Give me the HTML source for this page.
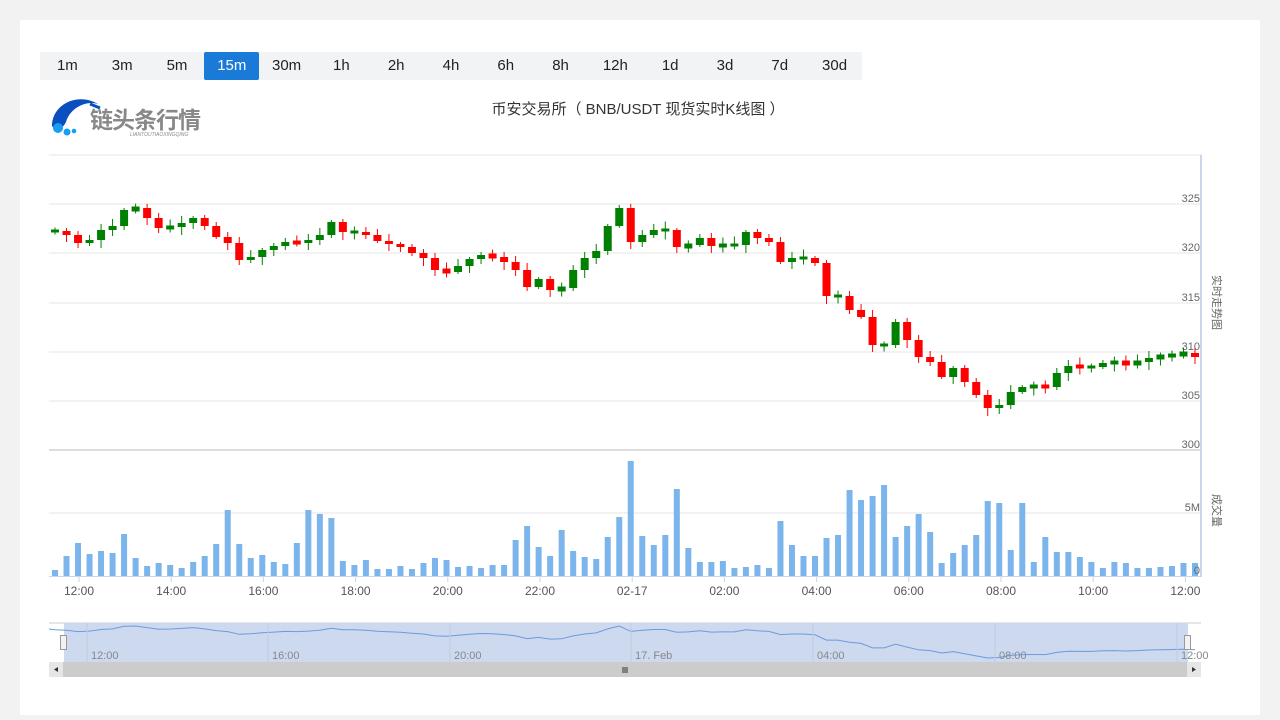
==
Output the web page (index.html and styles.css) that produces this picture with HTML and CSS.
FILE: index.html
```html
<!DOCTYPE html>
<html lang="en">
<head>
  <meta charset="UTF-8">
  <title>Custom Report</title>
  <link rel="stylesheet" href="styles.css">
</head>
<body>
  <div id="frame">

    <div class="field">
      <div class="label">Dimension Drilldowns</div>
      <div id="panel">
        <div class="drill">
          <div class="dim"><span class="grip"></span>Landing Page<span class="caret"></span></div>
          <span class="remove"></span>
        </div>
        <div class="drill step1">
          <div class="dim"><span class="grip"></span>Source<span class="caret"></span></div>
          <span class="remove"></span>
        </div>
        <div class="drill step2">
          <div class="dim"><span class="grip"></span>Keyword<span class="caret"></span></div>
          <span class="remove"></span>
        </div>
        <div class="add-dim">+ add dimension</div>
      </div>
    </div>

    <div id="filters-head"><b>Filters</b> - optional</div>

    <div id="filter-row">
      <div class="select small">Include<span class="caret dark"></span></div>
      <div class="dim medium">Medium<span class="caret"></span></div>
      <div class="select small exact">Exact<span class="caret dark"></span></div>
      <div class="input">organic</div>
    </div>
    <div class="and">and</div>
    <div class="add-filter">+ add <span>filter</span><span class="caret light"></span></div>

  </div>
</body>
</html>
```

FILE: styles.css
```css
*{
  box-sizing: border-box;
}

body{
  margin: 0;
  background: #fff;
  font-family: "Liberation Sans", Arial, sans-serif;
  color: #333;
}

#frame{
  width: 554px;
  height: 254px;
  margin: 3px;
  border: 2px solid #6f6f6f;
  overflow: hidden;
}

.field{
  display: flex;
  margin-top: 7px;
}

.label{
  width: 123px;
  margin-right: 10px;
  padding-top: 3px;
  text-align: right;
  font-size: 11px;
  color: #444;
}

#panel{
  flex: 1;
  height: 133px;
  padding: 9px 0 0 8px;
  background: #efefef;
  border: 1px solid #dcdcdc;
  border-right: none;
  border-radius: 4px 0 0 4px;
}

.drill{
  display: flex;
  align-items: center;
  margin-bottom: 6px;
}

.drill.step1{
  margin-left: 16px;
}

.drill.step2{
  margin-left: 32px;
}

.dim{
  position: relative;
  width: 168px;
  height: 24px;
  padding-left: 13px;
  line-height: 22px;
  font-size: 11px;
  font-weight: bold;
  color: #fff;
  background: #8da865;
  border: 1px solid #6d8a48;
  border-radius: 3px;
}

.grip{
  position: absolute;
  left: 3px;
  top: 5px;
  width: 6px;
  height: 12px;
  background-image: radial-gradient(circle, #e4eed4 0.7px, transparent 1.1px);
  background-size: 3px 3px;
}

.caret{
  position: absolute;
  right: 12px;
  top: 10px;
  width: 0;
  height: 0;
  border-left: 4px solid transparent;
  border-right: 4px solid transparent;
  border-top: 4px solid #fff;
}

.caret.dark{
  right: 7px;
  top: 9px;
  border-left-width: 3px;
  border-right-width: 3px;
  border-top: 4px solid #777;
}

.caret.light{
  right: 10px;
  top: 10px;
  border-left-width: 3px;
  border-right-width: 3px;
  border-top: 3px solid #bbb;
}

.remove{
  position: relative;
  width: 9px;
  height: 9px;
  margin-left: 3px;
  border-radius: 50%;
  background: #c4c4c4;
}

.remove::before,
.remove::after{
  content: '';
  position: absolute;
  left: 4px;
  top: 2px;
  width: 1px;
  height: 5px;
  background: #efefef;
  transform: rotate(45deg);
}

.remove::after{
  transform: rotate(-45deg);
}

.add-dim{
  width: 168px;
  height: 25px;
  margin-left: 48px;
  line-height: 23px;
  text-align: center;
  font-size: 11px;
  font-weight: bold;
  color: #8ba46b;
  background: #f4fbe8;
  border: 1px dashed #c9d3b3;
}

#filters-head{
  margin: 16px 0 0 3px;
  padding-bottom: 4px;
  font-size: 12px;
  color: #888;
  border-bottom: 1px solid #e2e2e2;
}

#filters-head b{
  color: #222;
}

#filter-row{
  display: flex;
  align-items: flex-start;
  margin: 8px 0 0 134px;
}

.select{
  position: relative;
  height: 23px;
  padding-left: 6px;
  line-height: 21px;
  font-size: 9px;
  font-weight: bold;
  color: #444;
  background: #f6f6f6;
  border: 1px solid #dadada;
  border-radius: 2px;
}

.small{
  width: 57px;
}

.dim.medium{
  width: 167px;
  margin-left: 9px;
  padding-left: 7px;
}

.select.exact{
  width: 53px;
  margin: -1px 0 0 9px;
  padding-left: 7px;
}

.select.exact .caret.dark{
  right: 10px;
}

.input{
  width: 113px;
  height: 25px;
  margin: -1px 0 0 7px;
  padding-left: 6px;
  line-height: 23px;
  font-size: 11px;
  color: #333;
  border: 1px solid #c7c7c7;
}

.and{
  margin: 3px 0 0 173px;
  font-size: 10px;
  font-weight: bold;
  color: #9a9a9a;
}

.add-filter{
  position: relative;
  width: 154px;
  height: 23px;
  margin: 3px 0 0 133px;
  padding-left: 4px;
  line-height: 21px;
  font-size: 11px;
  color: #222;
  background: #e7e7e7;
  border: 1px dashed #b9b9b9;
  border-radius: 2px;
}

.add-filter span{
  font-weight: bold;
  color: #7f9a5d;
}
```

§ **Exercise task**:
Search the entries for "this" and copy out each line that has it.

§ **Correct answer**:
Give me the HTML source for this page.
Output the web page (index.html and styles.css) that produces this picture with HTML and CSS.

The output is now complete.